8. Invest in the right people

  • It will save you money in the end and drive income to have the best team around you to achieve your goals.
  • This might be investing in someone to join your team or it may mean outsourcing to a supplier to provide expertise. What expertise are you missing which would help you move forward?

9. Look at your tech

  • And get it as efficient and up to date as possible. This could save you time and money against the time it takes to keep old kit limping along.
  • Also new tech is often more energy efficient – donate old kit to social enterprises which refurbish it. Or why not contact such a provider to see if they have better kit for you, if you can’t afford the latest IT?
  • Talk to your accountant about tax advantage to investing in new IT.

10. Look at your financial support

  • Have you had the same accountant for years and not given a thought to them being any good?
  • Have you found out about benefits or tax changes from someone other than your accountant?
  • At a time of economic flux, a good accountant can save a business thousands of pounds and are always a good investment. Therefore be honest – is your accountant any good?

11. Plan for growth 

  • With your team and your finance support, look at ways to generate more income in 2023. This can take many forms – can you offer training in something?
  • Can you productise something and turn it into ‘merch’ in some way? Can you add a product? Can you develop something new?
  • Have you – or a team member – thought of something and never done anything about it? Now may be the time. Take active steps to looking for new ways to bring money into the business.

12. Collaborate

  • Working closely with others in your sector or with aligned businesses is very important for support, consolidation and joint growth.
  • Can you offer another service in collaboration with someone else – and you make a mutual agreement about payment?

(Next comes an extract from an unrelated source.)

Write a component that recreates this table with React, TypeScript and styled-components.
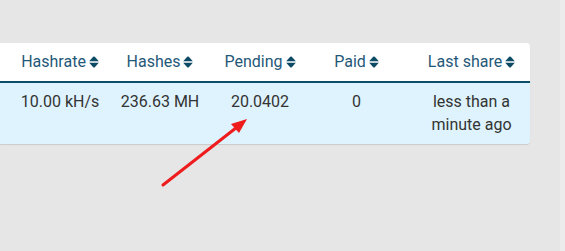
import React from 'react';
import styled, { createGlobalStyle } from 'styled-components';

const GlobalStyle = createGlobalStyle`
  html, body {
    margin: 0;
    padding: 0;
    background: #e6e6e6;
  }
  body {
    font-family: Roboto, "Noto Sans", Arial, sans-serif;
  }
`;

const COLUMNS = '80px 120px 80px 113px 117px';

const columns = ['Hashrate', 'Hashes', 'Pending', 'Paid', 'Last share'];

const workers = [
  {
    hashrate: '10.00 kH/s',
    hashes: '236.63 MH',
    pending: '20.0402',
    paid: '0',
    lastShare: 'less than a minute ago',
  },
];

// up/down sort caret pair
const SortIcon = () => (
  <SortSvg viewBox="0 0 10 12" width="10" height="12">
    <path d="M0.2 5.3 L4.2 0.8 Q5 0 5.8 0.8 L9.8 5.3 Z" />
    <path d="M0.2 6.7 L9.8 6.7 L5.8 11.2 Q5 12 4.2 11.2 Z" />
  </SortSvg>
);

const Arrow = () => (
  <ArrowSvg viewBox="0 0 100 80" width="100" height="80">
    <line x1="2" y1="68" x2="80" y2="7" stroke="#ee1c1c" strokeWidth="3" strokeLinecap="round" />
    <polygon points="86,2 70,7 78,16" fill="#ee1c1c" />
  </ArrowSvg>
);

const App = () => {
  return (
    <>
      <GlobalStyle />
      <Page>
        <Card>
          <HeaderRow>
            {columns.map((name) => (
              <HeaderCell key={name}>
                {name}
                <SortIcon />
              </HeaderCell>
            ))}
          </HeaderRow>
          {workers.map((w, i) => (
            <BodyRow key={i}>
              <Cell>{w.hashrate}</Cell>
              <Cell>{w.hashes}</Cell>
              <Cell>{w.pending}</Cell>
              <Cell>{w.paid}</Cell>
              <Cell>{w.lastShare}</Cell>
            </BodyRow>
          ))}
        </Card>
        <Arrow />
        <EdgeStrip />
      </Page>
    </>
  );
};

const Page = styled.div`
  position: relative;
  width: 565px;
  height: 251px;
  padding-top: 43px;
  box-sizing: border-box;
  overflow: hidden;
`;

const Card = styled.div`
  width: 530px;
  background: #fff;
  border-radius: 0 4px 4px 0;
  box-shadow: 0 1px 1px rgba(0, 0, 0, 0.12);
  overflow: hidden;
`;

const HeaderRow = styled.div`
  display: grid;
  grid-template-columns: ${COLUMNS};
  padding-left: 20px;
  border-bottom: 2px solid #0e4d68;
`;

const BodyRow = styled.div`
  display: grid;
  grid-template-columns: ${COLUMNS};
  padding-left: 20px;
  background: #def3fd;
`;

const HeaderCell = styled.div`
  display: flex;
  align-items: center;
  justify-content: center;
  gap: 3px;
  padding: 8px 0;
  font-size: 16px;
  line-height: 1.4;
  color: #1f5878;
  white-space: nowrap;
`;

const Cell = styled.div`
  padding: 8px 0;
  font-size: 16px;
  line-height: 1.4;
  color: #333;
  text-align: center;
`;

const SortSvg = styled.svg`
  fill: #0d4a66;
  flex-shrink: 0;
  margin-top: -1px;
`;

const ArrowSvg = styled.svg`
  position: absolute;
  left: 161px;
  top: 117px;
  overflow: visible;
`;

const EdgeStrip = styled.div`
  position: absolute;
  top: 0;
  right: 0;
  width: 5px;
  height: 100%;
  background: #ececec;
`;

export default App;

13. Reassess ‘discovery’ calls

  • Often smaller business owners will spend a lot of time on this, offering 45 mins or more for free to find out about each other. Can you reduce this time down?
  • Do you really need an hour to get a steer on this? How about 15 mins only?
  • Also if someone wants to ‘pick your brains’ over a coffee why not introduce a charge for that? At worst it will save you time and at best you will be paid for your time if the conversation goes no further.

14. Invest in upskilling

  • For you as a business owner or for your team. Often you can identify gaps in a business but you’ve not taken the step in training your team.
  • A trained team will bring in more money over time on a new product, system, process, better customer service, or something else. Good training has many benefits – it gives clients and customers confidence in your brand and it also shows staff that you care about their progression.

15. Stay visible

  • Often marketing and PR is one of the first ways in which a company will cut costs, when in reality it should be one of the last. There are very few successful invisible businesses out there.
  • By all means assess what you are spending your company money on – yet don’t panic and go ‘dark’. If your brand is not seen or heard from over the course of six months or more, it won’t exist for a modern buyer or potential buyer in our fast-moving tech-led world.
  • Then when you re-visit this down the line you will find you have build your brand from scratch – which will cost you far more money. At worst, go into a ‘maintenance mode’ and at best invest more so that you become more visible than competitors.